[START OF Source data]
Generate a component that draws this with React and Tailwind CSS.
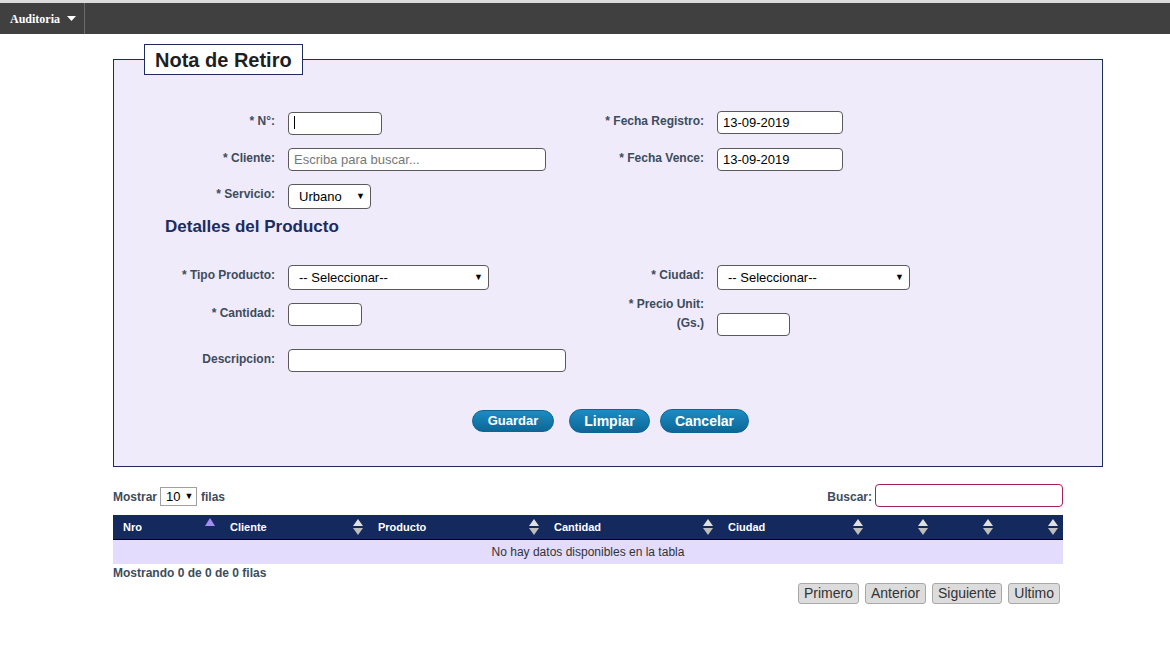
import React from 'react';

const label = 'text-[12px] leading-[19px] font-bold text-[#3d4c5c] text-right pt-px';
const input = 'h-[23px] bg-white border border-[#5a5a5a] rounded-[4px] px-[5px] text-[13px] text-black outline-none';

function Select({ value, className }) {
  return (
    <div className={`relative h-[25px] bg-white border border-[#5a5a5a] rounded-[4px] ${className}`}>
      <div className="pl-[10px] leading-[23px] text-[13px] text-black">{value}</div>
      <span className="absolute right-[5px] top-0 leading-[23px] text-[9px] text-black">▼</span>
    </div>
  );
}

function SortBoth() {
  return (
    <svg width="10" height="16" viewBox="0 0 10 16">
      <path d="M5 0 L10 7 L0 7 Z" fill="#e0e0e0" />
      <path d="M5 16 L10 9 L0 9 Z" fill="#bdbdbd" />
    </svg>
  );
}

function SortAsc() {
  return (
    <svg width="10" height="8" viewBox="0 0 10 8">
      <path d="M5 0 L10 8 L0 8 Z" fill="#a58cf0" />
    </svg>
  );
}

const cols = [
  { name: 'Nro', w: 'w-[107px]', asc: true },
  { name: 'Cliente', w: 'w-[148px]' },
  { name: 'Producto', w: 'w-[176px]' },
  { name: 'Cantidad', w: 'w-[174px]' },
  { name: 'Ciudad', w: 'w-[150px]' },
  { name: '', w: 'w-[65px]' },
  { name: '', w: 'w-[65px]' },
  { name: '', w: 'w-[65px]' },
];

export default function App() {
  return (
    <div className="min-h-screen bg-white font-['Liberation_Sans',Arial,sans-serif]">
      {/* Top bar */}
      <div className="border-t-[3px] border-[#dcdcdc] bg-[#404040] h-[34px] flex">
        <div className="flex items-center pl-[10px] pr-[8px] border-r border-[#6a6a6a]">
          <span className="font-['Liberation_Serif',serif] font-bold text-[12px] text-white">Auditoria</span>
          <svg className="ml-[7px]" width="9" height="5" viewBox="0 0 9 5">
            <path d="M0 0 L9 0 L4.5 5 Z" fill="#ffffff" />
          </svg>
        </div>
      </div>

      <div className="ml-[113px] w-[990px]">
        {/* Fieldset */}
        <div className="relative mt-[25px] border border-[#1e2b5e] bg-[#efebfb] pt-[51px] pb-[33px]">
          <div className="absolute left-[30px] top-[-16px] h-[31px] bg-white border border-[#1e2b5e] px-[10px] flex items-center">
            <span className="text-[20px] font-bold text-[#1f1f1f]">Nota de Retiro</span>
          </div>

          {/* Row 1 */}
          <div className="flex">
            <div className="w-[476px] flex items-start">
              <div className={`${label} w-[161px]`}>* N°:</div>
              <div className="relative ml-[13px]">
                <input className={`${input} w-[94px]`} />
                <span className="absolute left-[6px] top-[5px] w-px h-[13px] bg-black" />
              </div>
            </div>
            <div className="flex items-start">
              <div className={`${label} w-[114px]`}>* Fecha Registro:</div>
              <input className={`${input} w-[126px] ml-[13px]`} defaultValue="13-09-2019" />
            </div>
          </div>

          {/* Row 2 */}
          <div className="flex mt-[13px]">
            <div className="w-[476px] flex items-start">
              <div className={`${label} w-[161px]`}>* Cliente:</div>
              <input className={`${input} w-[258px] ml-[13px] placeholder-[#777]`} placeholder="Escriba para buscar..." />
            </div>
            <div className="flex items-start">
              <div className={`${label} w-[114px]`}>* Fecha Vence:</div>
              <input className={`${input} w-[126px] ml-[13px]`} defaultValue="13-09-2019" />
            </div>
          </div>

          {/* Row 3 */}
          <div className="flex mt-[13px] items-start">
            <div className={`${label} w-[161px]`}>* Servicio:</div>
            <Select value="Urbano" className="w-[83px] ml-[13px]" />
          </div>

          <h2 className="mt-[8px] pl-[51px] text-[17px] leading-[20px] font-bold text-[#1b2c5e]">Detalles del Producto</h2>

          {/* Tipo / Ciudad */}
          <div className="flex mt-[28px]">
            <div className="w-[476px] flex items-start">
              <div className={`${label} w-[161px]`}>* Tipo Producto:</div>
              <Select value="-- Seleccionar--" className="w-[201px] ml-[13px]" />
            </div>
            <div className="flex items-start">
              <div className={`${label} w-[114px]`}>* Ciudad:</div>
              <Select value="-- Seleccionar--" className="w-[193px] ml-[13px]" />
            </div>
          </div>

          {/* Cantidad / Precio */}
          <div className="flex mt-[3px]">
            <div className="w-[476px] flex items-start pt-[10px]">
              <div className={`${label} w-[161px]`}>* Cantidad:</div>
              <input className={`${input} w-[74px] ml-[13px]`} />
            </div>
            <div className="flex items-start">
              <div className="w-[114px] text-[12px] leading-[19px] font-bold text-[#3d4c5c] text-right pt-[2px]">
                * Precio Unit:
                <br />
                (Gs.)
              </div>
              <input className={`${input} w-[73px] ml-[13px] mt-[20px]`} />
            </div>
          </div>

          {/* Descripcion */}
          <div className="flex mt-[13px] items-start">
            <div className={`${label} w-[161px]`}>Descripcion:</div>
            <input className={`${input} w-[278px] ml-[13px]`} />
          </div>

          {/* Buttons */}
          <div className="flex justify-center items-center mt-[37px] h-[24px] pl-[5px]">
            <button className="h-[22px] w-[82px] rounded-full border border-[#0f6592] bg-gradient-to-b from-[#1c8cc4] to-[#0d6797] text-white text-[13px] font-bold">
              Guardar
            </button>
            <button className="ml-[15px] h-[24px] w-[81px] rounded-full border border-[#0f6592] bg-gradient-to-b from-[#1c8cc4] to-[#0d6797] text-white text-[14px] font-bold">
              Limpiar
            </button>
            <button className="ml-[10px] h-[24px] w-[89px] rounded-full border border-[#0f6592] bg-gradient-to-b from-[#1c8cc4] to-[#0d6797] text-white text-[14px] font-bold">
              Cancelar
            </button>
          </div>
        </div>

        {/* Table controls */}
        <div className="w-[950px] mt-[17px] flex items-center justify-between h-[23px]">
          <div className="flex items-center text-[12px] font-bold text-[#3d4c5c] pt-[2px]">
            <span>Mostrar</span>
            <div className="ml-[3px] h-[19px] w-[37px] border border-[#a0a0a0] bg-white flex items-center pl-[5px] text-[13px] font-normal text-black">
              10<span className="ml-[4px] text-[9px]">▼</span>
            </div>
            <span className="ml-[4px]">filas</span>
          </div>
          <div className="flex items-center text-[12px] font-bold text-[#3d4c5c]">
            <span className="mr-[3px] mt-[3px]">Buscar:</span>
            <input className="h-[23px] w-[188px] border border-[#a2205c] rounded-[4px] bg-white outline-none" />
          </div>
        </div>

        {/* Table */}
        <div className="w-[950px] mt-[8px]">
          <div className="flex h-[25px] bg-[#142a5f] border-b border-black">
            {cols.map((c, i) => (
              <div key={i} className={`${c.w} relative flex items-center pl-[10px] text-[11px] font-bold text-white`}>
                {c.name}
                <span className={`absolute right-[5px] ${c.asc ? 'top-[3px]' : 'top-[4px]'}`}>
                  {c.asc ? <SortAsc /> : <SortBoth />}
                </span>
              </div>
            ))}
          </div>
          <div className="h-[24px] bg-[#e4dcfd] flex items-center justify-center text-[12px] text-[#333]">
            No hay datos disponibles en la tabla
          </div>
          <div className="mt-[2px] text-[12px] leading-[14px] font-bold text-[#3d4c5c]">Mostrando 0 de 0 de 0 filas</div>
          <div className="flex justify-end gap-[6px] mt-[3px] pr-[3px]">
            {['Primero', 'Anterior', 'Siguiente', 'Ultimo'].map((b) => (
              <button key={b} className="h-[21px] px-[5px] bg-[#dcdcdc] border border-[#a8a8a8] rounded-[3px] text-[14px] text-[#333] leading-[19px]">
                {b}
              </button>
            ))}
          </div>
        </div>
      </div>
    </div>
  );
}
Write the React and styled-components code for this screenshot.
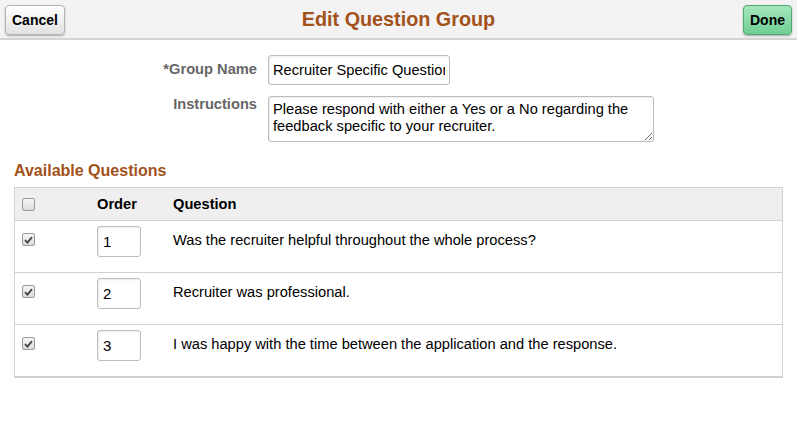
import React from 'react';
import styled, { createGlobalStyle } from 'styled-components';

const GlobalStyle = createGlobalStyle`
  body {
    margin: 0;
    background: #fff;
    font-family: "Liberation Sans", Arial, sans-serif;
    font-size: 14.67px;
    color: #000;
  }
`;

const Page = styled.div`
  width: 797px;
  height: 429px;
  background: #fff;
`;

const Header = styled.div`
  height: 38px;
  background: #f3f3f3;
  border-bottom: 2px solid #d4d4d4;
  display: flex;
  align-items: center;
  justify-content: space-between;
  padding: 0 5px;
  position: relative;
`;

const Button = styled.button`
  height: 30px;
  padding: 0 6px;
  font-family: "Liberation Sans", Arial, sans-serif;
  font-size: 14px;
  font-weight: bold;
  color: #000;
  border-radius: 4px;
  border: 1px solid ${(p) => (p.$primary ? '#52a872' : '#b5b5b5')};
  background: ${(p) =>
    p.$primary
      ? 'linear-gradient(#a6e6bd, #6fcf93)'
      : 'linear-gradient(#ffffff, #e2e2e2)'};
  box-shadow: 0 1px 2px rgba(0, 0, 0, 0.3);
  margin-top: 1px;
`;

const Title = styled.h1`
  position: absolute;
  left: 0;
  right: 0;
  top: 0;
  margin: 0;
  line-height: 38px;
  text-align: center;
  font-size: 19.8px;
  font-weight: bold;
  color: #a2521a;
  pointer-events: none;
`;

const Form = styled.div`
  display: grid;
  grid-template-columns: 257px auto;
  column-gap: 11px;
  row-gap: 11px;
  padding-top: 15px;
  align-items: start;
`;

const Label = styled.label`
  text-align: right;
  font-weight: bold;
  color: #666;
  font-size: 14.67px;
  padding-top: ${(p) => p.$top ?? 6}px;
`;

const TextInput = styled.input`
  box-sizing: border-box;
  width: 182px;
  height: 30px;
  border: 1px solid #bdbdbd;
  border-radius: 3px;
  padding: 0 4px;
  font-family: "Liberation Sans", Arial, sans-serif;
  font-size: 14.67px;
  color: #000;
  box-shadow: inset 1px 1px 2px rgba(0, 0, 0, 0.08);
`;

const TextArea = styled.textarea`
  box-sizing: border-box;
  width: 386px;
  height: 46px;
  border: 1px solid #bdbdbd;
  border-radius: 3px;
  padding: 4px 4px;
  font-family: "Liberation Sans", Arial, sans-serif;
  font-size: 14.67px;
  line-height: 17px;
  color: #000;
  resize: both;
  display: block;
  box-shadow: inset 1px 1px 2px rgba(0, 0, 0, 0.08);
`;

const Section = styled.div`
  padding: 0 14px;
`;

const SectionTitle = styled.h2`
  margin: 20px 0 7px;
  font-size: 16px;
  font-weight: bold;
  color: #a2521a;
`;

const Table = styled.div`
  width: 767px;
  border: 1px solid #d2d2d2;
  border-bottom: 2px solid #d2d2d2;
`;

const Row = styled.div`
  display: grid;
  grid-template-columns: 82px 76px 1fr;
  height: ${(p) => (p.$head ? 32 : 51)}px;
  background: ${(p) => (p.$head ? '#efefef' : '#fff')};
  border-top: ${(p) => (p.$first ? 'none' : '1px solid #d2d2d2')};
  align-items: ${(p) => (p.$head ? 'center' : 'start')};
  font-weight: ${(p) => (p.$head ? 'bold' : 'normal')};
`;

const Cell = styled.div`
  padding-left: ${(p) => p.$pl || 0}px;
  padding-top: ${(p) => p.$pt || 0}px;
  display: flex;
  align-items: center;
`;

const Check = styled.span`
  box-sizing: border-box;
  width: 13px;
  height: 13px;
  border: 1px solid #9a9a9a;
  border-radius: 2px;
  background: linear-gradient(#f6f6f6, #dcdcdc);
  display: inline-flex;
  align-items: center;
  justify-content: center;
`;

const OrderInput = styled.input`
  box-sizing: border-box;
  width: 44px;
  height: 31px;
  border: 1px solid #bdbdbd;
  border-radius: 3px;
  padding: 0 5px;
  font-family: "Liberation Sans", Arial, sans-serif;
  font-size: 15px;
  color: #000;
  box-shadow: inset 1px 1px 2px rgba(0, 0, 0, 0.08);
`;

const Tick = () => (
  <svg width="9" height="8" viewBox="0 0 9 8">
    <path d="M1 4.2 L3.4 6.6 L8 1.2" fill="none" stroke="#444" strokeWidth="1.8" />
  </svg>
);

const questions = [
  'Was the recruiter helpful throughout the whole process?',
  'Recruiter was professional.',
  'I was happy with the time between the application and the response.',
];

export default function App() {
  return (
    <Page>
      <GlobalStyle />
      <Header>
        <Button>Cancel</Button>
        <Title>Edit Question Group</Title>
        <Button $primary>Done</Button>
      </Header>

      <Form>
        <Label>*Group Name</Label>
        <TextInput readOnly value="Recruiter Specific Questions" />
        <Label $top={0}>Instructions</Label>
        <TextArea
          readOnly
          value="Please respond with either a Yes or a No regarding the feedback specific to your recruiter."
        />
      </Form>

      <Section>
        <SectionTitle>Available Questions</SectionTitle>
        <Table>
          <Row $head $first>
            <Cell $pl={7}><Check /></Cell>
            <Cell>Order</Cell>
            <Cell>Question</Cell>
          </Row>
          {questions.map((q, i) => (
            <Row key={i}>
              <Cell $pl={7} $pt={12}><Check><Tick /></Check></Cell>
              <Cell $pt={5}><OrderInput readOnly value={i + 1} /></Cell>
              <Cell $pt={11}>{q}</Cell>
            </Row>
          ))}
        </Table>
      </Section>
    </Page>
  );
}
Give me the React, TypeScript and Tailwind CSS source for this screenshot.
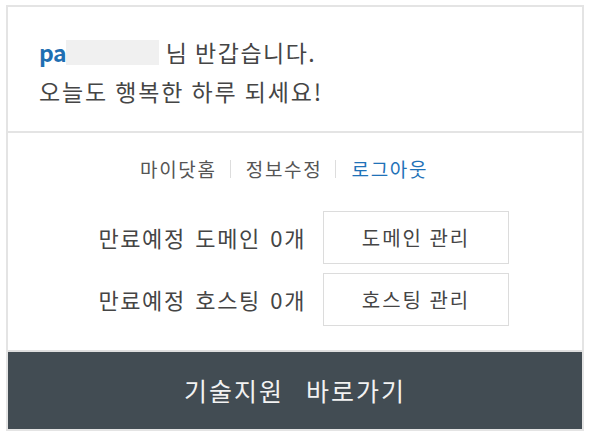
import React from "react";

const font = { fontFamily: '"Malgun Gothic", "Noto Sans CJK KR", "Noto Sans", sans-serif' };

export default function App() {
  return (
    <div className="w-[590px] h-[433px] bg-white pt-[5px] pl-[6px]" style={font}>
      <div className="w-[578px] border-2 border-[#e4e4e4] bg-white flex flex-col">
        <div className="pt-[26px] pb-[20px] pl-[31px] text-[23px] leading-[39px] text-[#454545] border-b-2 border-[#e4e4e4]">
          <div className="flex items-center whitespace-pre">
            <span className="font-bold text-[#1f6fb2] tracking-[-0.5px]">pa</span>
            <span className="inline-block w-[93px] h-[25px] bg-[#f0f0f0]" />
            <span className="tracking-[1.5px]"> 님 반갑습니다.</span>
          </div>
          <div className="tracking-[1.9px]">오늘도 행복한 하루 되세요!</div>
        </div>
        <div className="pt-[24px] pb-[24px]">
          <div className="flex items-center pl-[132px] text-[19px] leading-[24px] tracking-[1.7px] text-[#555555]">
            <span>마이닷홈</span>
            <span className="ml-[13px] mr-[15px] w-px h-[18px] bg-[#dddddd]" />
            <span>정보수정</span>
            <span className="ml-[13px] mr-[15px] w-px h-[18px] bg-[#dddddd]" />
            <span className="text-[#1f72b8]">로그아웃</span>
          </div>
          <div className="mt-[30px] flex flex-col gap-[9px] items-end pr-[73px]">
            <div className="flex items-center">
              <span className="text-[22px] text-[#454545] mr-[17px] tracking-[1.6px] [word-spacing:3px]">만료예정 도메인 0개</span>
              <button className="w-[186px] h-[53px] border border-[#dcdcdc] bg-white text-[20px] tracking-[2px] text-[#454545]">도메인 관리</button>
            </div>
            <div className="flex items-center">
              <span className="text-[22px] text-[#454545] mr-[17px] tracking-[1.6px] [word-spacing:3px]">만료예정 호스팅 0개</span>
              <button className="w-[186px] h-[53px] border border-[#dcdcdc] bg-white text-[20px] tracking-[2px] text-[#454545]">호스팅 관리</button>
            </div>
          </div>
        </div>
        <div className="border-t-2 border-[#dedede] h-[79px] bg-[#424c53] flex items-center justify-center gap-[22px] text-[25px] tracking-[2px] text-[#f2f2f2]">
          <span>기술지원</span>
          <span>바로가기</span>
        </div>
      </div>
    </div>
  );
}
[END OF Source data]
What is being asked -
Retype the records above word for word, from their first line through the line containing "const input = 'h-[23px]", and leave out every picture.

Solution for this exercise -
Generate a component that draws this with React and Tailwind CSS.
import React from 'react';

const label = 'text-[12px] leading-[19px] font-bold text-[#3d4c5c] text-right pt-px';
const input = 'h-[23px] bg-white border border-[#5a5a5a] rounded-[4px] px-[5px] text-[13px] text-black outline-none';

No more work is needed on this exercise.